Falo do mesmo Conselho de Fiscalização que agendava visitas “surpresa” e que eram do conhecimento prévio dos serviços, permitindo que se corrigissem atempadamente irregularidades. É o mesmo Conselho de Fiscalização que nada fez quando, num processo-crime, foram juntos documentos que não deixavam dúvidas quanto a quebras de segurança cometidas por dirigentes. É ainda o mesmo Conselho de Fiscalização que permaneceu em silêncio e permitiu que as pessoas da inteira confiança de um director demissionário permanecessem em cargos decisivos e capazes de influenciar e manipular auditorias internas – ainda hoje são esses que controlam os serviços de facto com impunidade total. É também o mesmo Conselho de Fiscalização que não vê qualquer problema em ter um conjunto de pessoas com ligações aos serviços de informações de países ofensivos na estrutura dirigente dos serviços portugueses e na magistratura nacional.

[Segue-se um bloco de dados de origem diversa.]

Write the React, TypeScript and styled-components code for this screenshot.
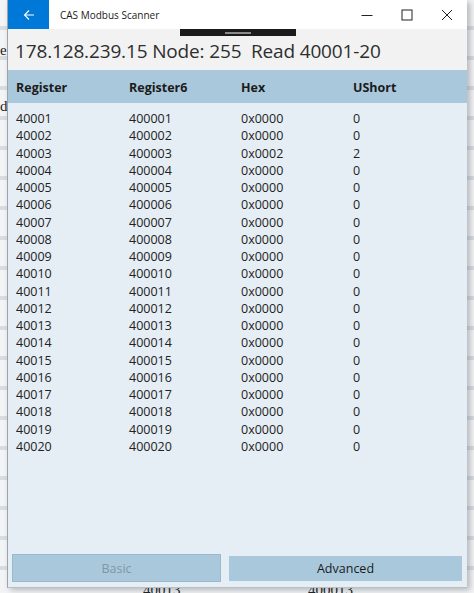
import styled, { createGlobalStyle } from "styled-components";

const GlobalStyle = createGlobalStyle`
  html, body {
    margin: 0;
    padding: 0;
    overflow: hidden;
  }
  body {
    font-family: "Open Sans", "Noto Sans", Arial, sans-serif;
  }
`;

const registers = Array.from({ length: 20 }, (_, i) => ({
  reg: 40001 + i,
  reg6: 400001 + i,
  value: i === 2 ? 2 : 0,
}));

const toHex = (n: number) => "0x" + n.toString(16).toUpperCase().padStart(4, "0");

// desktop behind the window: striped list of another app
const Desktop = styled.div`
  width: 474px;
  height: 593px;
  position: relative;
  overflow: hidden;
  background: repeating-linear-gradient(
    180deg,
    #f3f4f5 0px,
    #f3f4f5 26px,
    #d9dde1 26px,
    #d9dde1 30px
  );
`;

const BehindText = styled.span<{ $top: number; $left: number }>`
  position: absolute;
  top: ${(p) => p.$top}px;
  left: ${(p) => p.$left}px;
  font-family: "Liberation Serif", serif;
  font-size: 15px;
  line-height: 15px;
  color: #222;
`;

const Window = styled.div`
  position: absolute;
  left: 7px;
  top: 0;
  width: 460px;
  height: 588px;
  display: flex;
  flex-direction: column;
  background: #e6eef5;
  border-left: 1px solid #9aa4ad;
  border-bottom: 1px solid #b6c0c8;
  box-shadow: 3px 2px 6px rgba(60, 70, 80, 0.35);
  box-sizing: border-box;
`;

const TitleBar = styled.div`
  height: 29px;
  flex: none;
  display: flex;
  align-items: center;
  background: #ffffff;
`;

const BackButton = styled.div`
  width: 41px;
  height: 29px;
  background: #0078d7;
  display: flex;
  align-items: center;
  justify-content: center;
`;

const Title = styled.div`
  margin-left: 11px;
  font-size: 10px;
  color: #1a1a1a;
  flex: 1;
`;

const Controls = styled.div`
  display: flex;
  height: 29px;
`;

const ControlButton = styled.div`
  width: 40px;
  height: 29px;
  display: flex;
  align-items: center;
  justify-content: center;
`;

const HeaderArea = styled.div`
  position: relative;
  height: 41px;
  flex: none;
  background: #f2f2f2;
  display: flex;
  align-items: flex-end;
  padding: 0 0 6px 7px;
  box-sizing: border-box;
`;

const DragHandle = styled.div`
  position: absolute;
  top: 0;
  left: 172px;
  width: 116px;
  height: 7px;
  background: #1b1b1b;
  display: flex;
  align-items: center;
  justify-content: center;
  &::after {
    content: "";
    width: 26px;
    height: 2px;
    background: #8a8a8a;
  }
`;

const HeaderTitle = styled.div`
  font-size: 19px;
  color: #2e2e2e;
  white-space: pre;
  letter-spacing: -0.15px;
`;

const Grid = styled.div`
  display: grid;
  grid-template-columns: 113px 112px 112px 1fr;
  padding-left: 8px;
`;

const HeadRow = styled(Grid)`
  height: 33px;
  flex: none;
  align-items: center;
  padding-top: 1px;
  box-sizing: border-box;
  background: #a9c8dc;
  font-weight: 700;
  font-size: 12.5px;
  color: #1b1b1b;
`;

const Rows = styled.div`
  flex: 1;
  padding-top: 7px;
`;

const Row = styled(Grid)`
  height: 17.26px;
  align-items: center;
  font-size: 12.5px;
  color: #222;
`;

const ButtonBar = styled.div`
  display: grid;
  grid-template-columns: 209px 233px;
  column-gap: 8px;
  padding: 0 0 5px 4px;
  align-items: center;
`;

const ActionButton = styled.div<{ $disabled?: boolean }>`
  height: ${(p) => (p.$disabled ? 28 : 25)}px;
  display: flex;
  align-items: center;
  justify-content: center;
  background: #a9c8dc;
  font-size: 12.5px;
  color: ${(p) => (p.$disabled ? "#7f97a8" : "#1b1b1b")};
  border: ${(p) => (p.$disabled ? "1px solid #9cb8cb" : "none")};
  box-sizing: border-box;
`;

export default function App() {
  return (
    <>
      <GlobalStyle />
      <Desktop>
        <BehindText $top={43} $left={0}>e</BehindText>
        <BehindText $top={99} $left={0}>d</BehindText>
        <BehindText $top={583} $left={143}>40013</BehindText>
        <BehindText $top={583} $left={308}>400013</BehindText>
        <Window>
          <TitleBar>
            <BackButton>
              <svg width="12" height="12" viewBox="0 0 12 12">
                <path d="M11 6H1.5M6 1.5L1.5 6 6 10.5" stroke="#fff" strokeWidth="1.1" fill="none" />
              </svg>
            </BackButton>
            <Title>CAS Modbus Scanner</Title>
            <Controls>
              <ControlButton>
                <svg width="12" height="12" viewBox="0 0 12 12">
                  <path d="M0.5 6.5H11.5" stroke="#222" strokeWidth="1" />
                </svg>
              </ControlButton>
              <ControlButton>
                <svg width="12" height="12" viewBox="0 0 12 12">
                  <rect x="1" y="1" width="10" height="10" stroke="#222" strokeWidth="1" fill="none" />
                </svg>
              </ControlButton>
              <ControlButton>
                <svg width="12" height="12" viewBox="0 0 12 12">
                  <path d="M1 1L11 11M11 1L1 11" stroke="#222" strokeWidth="1" />
                </svg>
              </ControlButton>
            </Controls>
          </TitleBar>
          <HeaderArea>
            <DragHandle />
            <HeaderTitle>178.128.239.15 Node: 255  Read 40001-20</HeaderTitle>
          </HeaderArea>
          <HeadRow>
            <span>Register</span>
            <span>Register6</span>
            <span>Hex</span>
            <span>UShort</span>
          </HeadRow>
          <Rows>
            {registers.map((r) => (
              <Row key={r.reg}>
                <span>{r.reg}</span>
                <span>{r.reg6}</span>
                <span>{toHex(r.value)}</span>
                <span>{r.value}</span>
              </Row>
            ))}
          </Rows>
          <ButtonBar>
            <ActionButton $disabled>Basic</ActionButton>
            <ActionButton>Advanced</ActionButton>
          </ButtonBar>
        </Window>
      </Desktop>
    </>
  );
}
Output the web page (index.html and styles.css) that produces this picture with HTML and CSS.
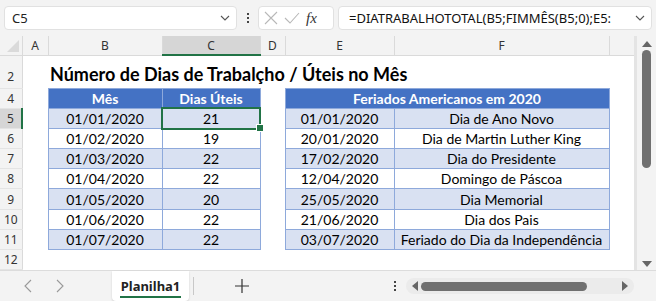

Quando olhamos à volta e vemos este panorama, desistimos de procurar a justiça e a transparência. O poder político e as instituições não querem. Não resta outra hipótese a não ser sair. Por isso mesmo, com as devidas distâncias, não deixa de ser curioso assistir deste lado à reacção de choque geral quando vêm a público notícias de espionagem à margem da lei. Qual lei? Com base no mundo que conheci, o costume prevalece sobre qualquer lei escrita, desde que nunca ninguém seja apanhado.

Alexandre Guerreiro, 40 anos, Lisboa, Doutor em Direito (Ciências Jurídicas Internacionais e Europeias) pela Faculdade de Direito da Universidade de Lisboa, analista de Justiça e Segurança.